“Look out for me:” Mapping Nellie Bly’s Historic Career

Originally published Dec. 3, 2014

An Interactive Project for CMJ 211: Journalism Introduction and History

Round the World with Nellie Bly
Credit: Wikimedia Commons

Few journalists make the news in addition to reporting it. In the nineteenth century, few women even reported the news at all. But that all changed when Nellie Bly took her pen to the paper of Joseph Pulitzer’s The New York World, launching a career that would take her inside New York’s best-kept secrets and eventually across the globe.

And when you look at her career through maps, it’s astounding just how far Bly went in order to further the journalism profession.

Born in Cochran Mills, Pa., in 1864, Bly grew up in poverty after the passing of her wealthy father. Struggling to support her mother, she took a position at the Pittsburgh Dispatch but left when her gender became the main topic of the bulk of her assignments. In 1887, she left a note to her editor saying “I am off to New York. Look out for me.” What happened in the coming years was history in the making.

Below is a map of the Pittsburgh area where Bly was born and first worked. Click on the map points for more information.

Countless editors in New York turned her down because of her sex. It was Pittsburgh all over again.

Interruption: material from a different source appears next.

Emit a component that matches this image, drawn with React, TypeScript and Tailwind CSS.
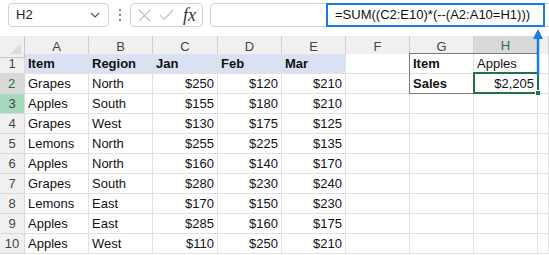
import React from 'react'

const cols = ['A', 'B', 'C', 'D', 'E', 'F', 'G', 'H', '']

const data: string[][] = [
  ['Grapes', 'North', '$250', '$120', '$210'],
  ['Apples', 'South', '$155', '$180', '$210'],
  ['Grapes', 'West', '$130', '$175', '$125'],
  ['Lemons', 'North', '$255', '$225', '$135'],
  ['Apples', 'North', '$160', '$140', '$170'],
  ['Grapes', 'South', '$280', '$230', '$240'],
  ['Lemons', 'East', '$170', '$150', '$230'],
  ['Apples', 'East', '$285', '$160', '$175'],
  ['Apples', 'West', '$110', '$250', '$210'],
]

const gridCols = 'grid grid-cols-[25px_64px_64px_65px_64px_64px_64px_64px_64px_11px]'

function Cell({ children, right, bold, blue }: { children?: React.ReactNode; right?: boolean; bold?: boolean; blue?: boolean }) {
  return (
    <div
      className={`h-[20px] flex items-end pb-[2px] px-[3px] border-r border-b border-[#e1e1e1] text-[13px] leading-[15px] text-[#111] whitespace-nowrap overflow-hidden ${
        right ? 'justify-end' : ''
      } ${bold ? 'font-bold' : ''} ${blue ? 'bg-[#d9e1f2]' : 'bg-white'}`}
    >
      {children}
    </div>
  )
}

function RowHead({ n }: { n: number }) {
  let cls = 'bg-[#f0f0f0] text-[#444] border-r border-[#c8c8c8]'
  if (n === 2) cls = 'bg-[#d9d9d9] text-[#217346] border-r-2 border-[#217346]'
  if (n === 3) cls = 'bg-[#a6d8bb] text-[#444] border-r border-[#c8c8c8]'
  return (
    <div className={`h-[20px] flex items-end justify-center pb-[2px] border-b border-[#dadada] text-[13px] leading-[15px] ${cls}`}>
      {n}
    </div>
  )
}

export default function App() {
  const rows: { cells: string[]; bold?: boolean; blue?: boolean }[] = [
    { cells: ['Item', 'Region', 'Jan', 'Feb', 'Mar', '', 'Item', 'Apples', ''], bold: true, blue: true },
    { cells: ['Grapes', 'North', '$250', '$120', '$210', '', 'Sales', '$2,205', ''] },
    ...data.slice(1).map((r) => ({ cells: [...r, '', '', '', ''] })),
  ]

  return (
    <div className="relative w-[549px] h-[255px] bg-white overflow-hidden font-['Liberation_Sans',Arial,sans-serif]">
      {/* formula bar */}
      <div className="flex items-center h-[36px] pt-[3px] pb-[9px] pl-[8px]">
        <div className="w-[101px] h-[24px] flex items-center justify-between px-[7px] border border-[#d1d1d1] rounded-[4px] text-[13px] text-[#222]">
          <span>H2</span>
          <svg width="12" height="12" viewBox="0 0 12 12" fill="none" stroke="#555" strokeWidth="1.2">
            <path d="M2 4l4 4 4-4" />
          </svg>
        </div>
        <div className="w-[21px] flex flex-col items-center gap-[3px]">
          <span className="w-[2px] h-[2px] bg-[#888]" />
          <span className="w-[2px] h-[2px] bg-[#888]" />
          <span className="w-[2px] h-[2px] bg-[#888]" />
        </div>
        <div className="w-[73px] h-[24px] flex items-center gap-[8px] pl-[7px] border border-[#d1d1d1] rounded-[4px]">
          <svg width="13" height="13" viewBox="0 0 13 13" stroke="#bdbdbd" strokeWidth="1.1">
            <path d="M1 1l11 11M12 1L1 12" />
          </svg>
          <svg width="15" height="12" viewBox="0 0 15 12" fill="none" stroke="#bdbdbd" strokeWidth="1.1">
            <path d="M1 6l4 4.5L14 1" />
          </svg>
          <span className="font-['Liberation_Serif',serif] italic text-[18px] leading-[18px] text-[#333] ml-[1px]">fx</span>
        </div>
        <div className="ml-[7px] flex-1 h-[24px] border border-[#d1d1d1] rounded-[4px] mr-[-6px]" />
      </div>

      {/* column headers */}
      <div className={`${gridCols} h-[18px]`}>
        <div className="relative bg-[#f0f0f0] border-r border-b border-[#c8c8c8]">
          <div className="absolute right-[3px] bottom-[3px] w-0 h-0 border-l-[11px] border-l-transparent border-b-[11px] border-b-[#dcdcdc]" />
        </div>
        {cols.map((c, i) =>
          c === 'H' ? (
            <div key={i} className="flex items-center justify-center bg-[#d9d9d9] border-r border-[#d0d0d0] border-b-2 border-b-[#217346] text-[13px] text-[#217346]">
              {c}
            </div>
          ) : (
            <div key={i} className="flex items-center justify-center bg-[#f0f0f0] border-r border-b border-[#d0d0d0] text-[13px] text-[#444]">
              {c}
            </div>
          ),
        )}
      </div>

      {/* rows */}
      {rows.map((r, ri) => (
        <div key={ri} className={gridCols}>
          <RowHead n={ri + 1} />
          {r.cells.map((v, ci) => (
            <Cell
              key={ci}
              right={v.startsWith('$')}
              bold={r.bold ? ci < 5 || ci === 6 : ci === 6 && ri === 1}
              blue={r.blue && ci < 5}
            >
              {v}
            </Cell>
          ))}
        </div>
      ))}

      {/* G1:H2 box */}
      <div className="absolute left-[409px] top-[53px] w-[130px] h-[41px] border border-[#7a7a7a] pointer-events-none" />
      {/* selection H2 */}
      <div className="absolute left-[473px] top-[72px] w-[66px] h-[22px] border-2 border-[#217346] pointer-events-none" />
      <div className="absolute left-[535px] top-[90px] w-[6px] h-[6px] bg-[#217346] border border-white" />

      {/* annotation */}
      <div className="absolute left-[326px] top-[3px] w-[219px] h-[24px] border-2 border-[#1a7ce6] bg-white flex items-center pl-[7px] text-[13px] text-[#111] whitespace-nowrap">
        =SUM((C2:E10)*(--(A2:A10=H1)))
      </div>
      <svg className="absolute left-[532px] top-[28px]" width="12" height="48" viewBox="0 0 12 48">
        <path d="M6 4v44" stroke="#1a7ce6" strokeWidth="2.5" />
        <path d="M6 1L11 11H1z" fill="#1a7ce6" />
      </svg>
    </div>
  )
}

But Bly’s big break came when, after months of searching for a job John Cockerill, the managing editor at The New York World took a chance in assigning her to fake insanity and gain entry into the asylum at Blackwell’s Island in city’s East River, according to Fellow. In true muckraker fashion, she took her work to the streets, speaking in a strange Spanish accent and displaying odd behavior. After gaining entry for being showing “dementia with delusions of persecution,” according to History, Bly spent 10 days in the asylum and documented the horrors she saw and encountered before Pulitzer’s attorney was able to have her released, Fellow describes.

A map of Manhattan, Ny. can be seen below. In Lower Manhattan Island, the former location of Pulitzer’s New York World can be seen plotted near the entrance to the Brooklyn Bridge. Blackwell’s Island, which has been called Roosevelt Island since 1973, can be seen in the top-right of the map. The World building was torn down in 1955 to expand automobile entry to the bridge, according to Columbia University Libraries. The original asylum building is now luxury green-living apartments.

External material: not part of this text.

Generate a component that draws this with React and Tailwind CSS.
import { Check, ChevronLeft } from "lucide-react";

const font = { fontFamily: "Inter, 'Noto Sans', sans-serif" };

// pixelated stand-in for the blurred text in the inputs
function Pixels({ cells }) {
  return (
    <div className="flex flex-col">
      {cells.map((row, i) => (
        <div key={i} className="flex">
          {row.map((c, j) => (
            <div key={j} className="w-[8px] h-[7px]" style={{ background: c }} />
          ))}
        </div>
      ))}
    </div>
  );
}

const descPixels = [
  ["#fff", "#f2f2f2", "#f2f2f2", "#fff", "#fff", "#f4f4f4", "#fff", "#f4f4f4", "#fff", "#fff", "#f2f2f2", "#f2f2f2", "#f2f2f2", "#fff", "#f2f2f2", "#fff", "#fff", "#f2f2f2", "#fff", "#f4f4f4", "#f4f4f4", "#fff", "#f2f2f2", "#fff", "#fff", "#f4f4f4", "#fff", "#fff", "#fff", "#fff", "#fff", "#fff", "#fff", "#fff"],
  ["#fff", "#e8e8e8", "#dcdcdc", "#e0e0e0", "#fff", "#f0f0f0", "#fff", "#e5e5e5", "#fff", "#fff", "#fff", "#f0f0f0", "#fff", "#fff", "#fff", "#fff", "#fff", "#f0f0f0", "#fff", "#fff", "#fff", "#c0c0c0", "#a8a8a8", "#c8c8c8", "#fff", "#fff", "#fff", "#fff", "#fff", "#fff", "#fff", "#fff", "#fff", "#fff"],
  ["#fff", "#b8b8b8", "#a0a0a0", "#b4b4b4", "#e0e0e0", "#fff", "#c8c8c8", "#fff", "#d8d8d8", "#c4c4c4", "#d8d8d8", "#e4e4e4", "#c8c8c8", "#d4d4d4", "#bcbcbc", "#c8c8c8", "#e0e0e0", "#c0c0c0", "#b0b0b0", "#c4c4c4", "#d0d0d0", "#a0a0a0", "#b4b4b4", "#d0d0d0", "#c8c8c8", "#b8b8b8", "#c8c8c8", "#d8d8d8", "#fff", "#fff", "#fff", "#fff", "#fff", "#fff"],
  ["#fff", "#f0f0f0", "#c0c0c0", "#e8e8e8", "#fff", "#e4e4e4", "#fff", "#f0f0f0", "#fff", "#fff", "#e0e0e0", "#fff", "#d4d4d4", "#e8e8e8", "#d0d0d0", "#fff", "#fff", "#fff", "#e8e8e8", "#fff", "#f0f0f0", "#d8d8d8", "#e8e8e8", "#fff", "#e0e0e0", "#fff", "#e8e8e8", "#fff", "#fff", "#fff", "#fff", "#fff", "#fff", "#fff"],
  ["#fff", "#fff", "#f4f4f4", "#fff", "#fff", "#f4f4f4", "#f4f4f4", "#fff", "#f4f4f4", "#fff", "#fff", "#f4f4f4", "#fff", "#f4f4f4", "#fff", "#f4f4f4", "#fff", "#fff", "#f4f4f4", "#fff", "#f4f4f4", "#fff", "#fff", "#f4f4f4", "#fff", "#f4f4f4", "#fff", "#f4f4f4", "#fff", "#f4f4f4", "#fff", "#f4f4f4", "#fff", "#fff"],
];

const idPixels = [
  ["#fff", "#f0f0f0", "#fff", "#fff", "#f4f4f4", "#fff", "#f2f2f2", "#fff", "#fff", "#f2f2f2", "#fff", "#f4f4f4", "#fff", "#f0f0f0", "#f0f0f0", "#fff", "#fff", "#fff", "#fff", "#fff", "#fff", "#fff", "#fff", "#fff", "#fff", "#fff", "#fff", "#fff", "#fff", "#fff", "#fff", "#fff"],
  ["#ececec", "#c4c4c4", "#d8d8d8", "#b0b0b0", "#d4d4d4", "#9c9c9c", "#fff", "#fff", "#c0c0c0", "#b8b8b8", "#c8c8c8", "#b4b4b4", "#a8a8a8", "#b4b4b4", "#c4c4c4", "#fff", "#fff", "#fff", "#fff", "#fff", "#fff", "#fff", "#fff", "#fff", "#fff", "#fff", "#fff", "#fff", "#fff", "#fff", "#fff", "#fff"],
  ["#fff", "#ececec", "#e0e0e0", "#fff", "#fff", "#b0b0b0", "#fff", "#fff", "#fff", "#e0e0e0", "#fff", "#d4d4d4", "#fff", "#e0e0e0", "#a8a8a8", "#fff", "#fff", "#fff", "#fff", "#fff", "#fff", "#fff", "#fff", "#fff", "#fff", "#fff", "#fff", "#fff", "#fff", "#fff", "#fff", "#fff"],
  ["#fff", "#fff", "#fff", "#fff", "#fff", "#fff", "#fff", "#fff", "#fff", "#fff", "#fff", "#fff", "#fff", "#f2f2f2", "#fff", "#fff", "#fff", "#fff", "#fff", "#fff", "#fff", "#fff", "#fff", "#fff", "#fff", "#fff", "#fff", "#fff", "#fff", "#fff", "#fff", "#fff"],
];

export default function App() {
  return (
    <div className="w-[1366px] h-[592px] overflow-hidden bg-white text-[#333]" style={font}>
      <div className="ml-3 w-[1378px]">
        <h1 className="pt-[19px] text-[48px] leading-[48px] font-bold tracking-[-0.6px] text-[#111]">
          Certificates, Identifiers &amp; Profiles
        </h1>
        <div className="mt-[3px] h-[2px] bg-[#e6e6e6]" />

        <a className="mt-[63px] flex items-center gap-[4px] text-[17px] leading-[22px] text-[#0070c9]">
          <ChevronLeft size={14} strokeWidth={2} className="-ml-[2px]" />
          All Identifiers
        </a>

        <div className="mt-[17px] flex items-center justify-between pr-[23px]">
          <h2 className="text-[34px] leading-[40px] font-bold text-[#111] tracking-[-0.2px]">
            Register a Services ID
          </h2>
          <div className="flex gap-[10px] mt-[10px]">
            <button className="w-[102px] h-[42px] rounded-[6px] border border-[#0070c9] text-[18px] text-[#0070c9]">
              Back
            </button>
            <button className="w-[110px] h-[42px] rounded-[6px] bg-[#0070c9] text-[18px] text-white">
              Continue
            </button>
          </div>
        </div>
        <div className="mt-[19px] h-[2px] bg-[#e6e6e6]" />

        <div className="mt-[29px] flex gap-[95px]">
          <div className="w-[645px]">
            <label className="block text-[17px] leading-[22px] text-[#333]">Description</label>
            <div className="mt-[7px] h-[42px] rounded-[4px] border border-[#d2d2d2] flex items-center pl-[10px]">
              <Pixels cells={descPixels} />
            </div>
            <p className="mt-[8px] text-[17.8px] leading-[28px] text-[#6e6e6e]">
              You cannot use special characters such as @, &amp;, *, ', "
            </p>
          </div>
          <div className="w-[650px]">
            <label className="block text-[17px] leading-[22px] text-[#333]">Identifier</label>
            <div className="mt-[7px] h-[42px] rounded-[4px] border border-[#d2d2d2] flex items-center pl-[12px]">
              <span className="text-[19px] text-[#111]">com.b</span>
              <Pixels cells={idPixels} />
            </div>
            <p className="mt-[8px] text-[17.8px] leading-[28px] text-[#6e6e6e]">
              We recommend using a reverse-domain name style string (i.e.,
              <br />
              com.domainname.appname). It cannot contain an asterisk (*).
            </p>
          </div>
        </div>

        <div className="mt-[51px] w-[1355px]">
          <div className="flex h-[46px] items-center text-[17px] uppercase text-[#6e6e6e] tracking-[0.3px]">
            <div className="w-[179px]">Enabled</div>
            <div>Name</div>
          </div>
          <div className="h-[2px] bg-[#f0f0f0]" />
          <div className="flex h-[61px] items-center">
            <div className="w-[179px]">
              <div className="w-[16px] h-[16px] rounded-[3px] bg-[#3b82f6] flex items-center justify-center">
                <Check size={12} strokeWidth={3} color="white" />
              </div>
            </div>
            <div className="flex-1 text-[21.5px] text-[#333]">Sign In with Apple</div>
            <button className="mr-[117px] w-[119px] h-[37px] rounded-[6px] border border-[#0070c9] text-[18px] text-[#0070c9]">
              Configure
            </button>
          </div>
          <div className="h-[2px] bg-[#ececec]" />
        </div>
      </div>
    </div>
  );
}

Bly’s piece, Ten Days in a Mad-House brought to light the tragic fallacies of the mental healthcare system. Her book described the mistreatment of patients who could not speak English and were dubbed insane.

“Confined most probably for life behind asylum bars, without even being told in her language the why and wherefore,” she writes, “Mrs. Schanz begged in German to know where she was, and pleaded for liberty. Her voice broken by sobs, she was led unheard out to us.”

She recounted the horrors of the ice-cold baths.

“Suddenly I got, one after the other, three buckets of water over my head–ice-cold water, too,” she wrote. “I think I experienced some of the sensations of a drowning person as they dragged me, gasping, shivering and quaking, from the tub. For once I did look insane.”

The horrors went on, from the serving of rotten food to the beating of patients to the nurses’ mockery at mental illness, and Bly was there to document it all.

She was an instant success; so much so, in fact, that Pulitzer utilized her courageous spirit to launch his most ambitious journalistic stunt. Nellie was to travel the world in under 80 days in attempts to beat Phileas Fogg of Jules Verne’s classic, Around the World in Eighty Days.

Starting in Hoboken, Nj. in November of 1889 and traveling by steamboat, rail and mule, her record-setting, 72-day journey can be seen chronicled on the world map below. Zoom in to see each individual point and click on the points to see more information about the dates Bly traveled there and when she left.

Back in the United States, one million World readers took part in a competition to see how long it would take for Bly to make it home. The winner would earn a free trip to Europe with $250 to spend on Pulitzer’s dime, according to Fellow.

When Bly returned from her trip, she was treated as a celebrity, regarded as the best reporter in the United States. Her Around the World in Seventy-Two Days documented her 21,740-mile journey around the globe. And although many dismissed her travels as a publicity stunt, her heart remained true to her journalistic responsibilities in New York: to search for the truth, expose wrongdoing and promote justice, and reinvent the profession of journalism. And, while she may have been working for The New York World,  her reporting career served as an influence to the broader world, as a whole.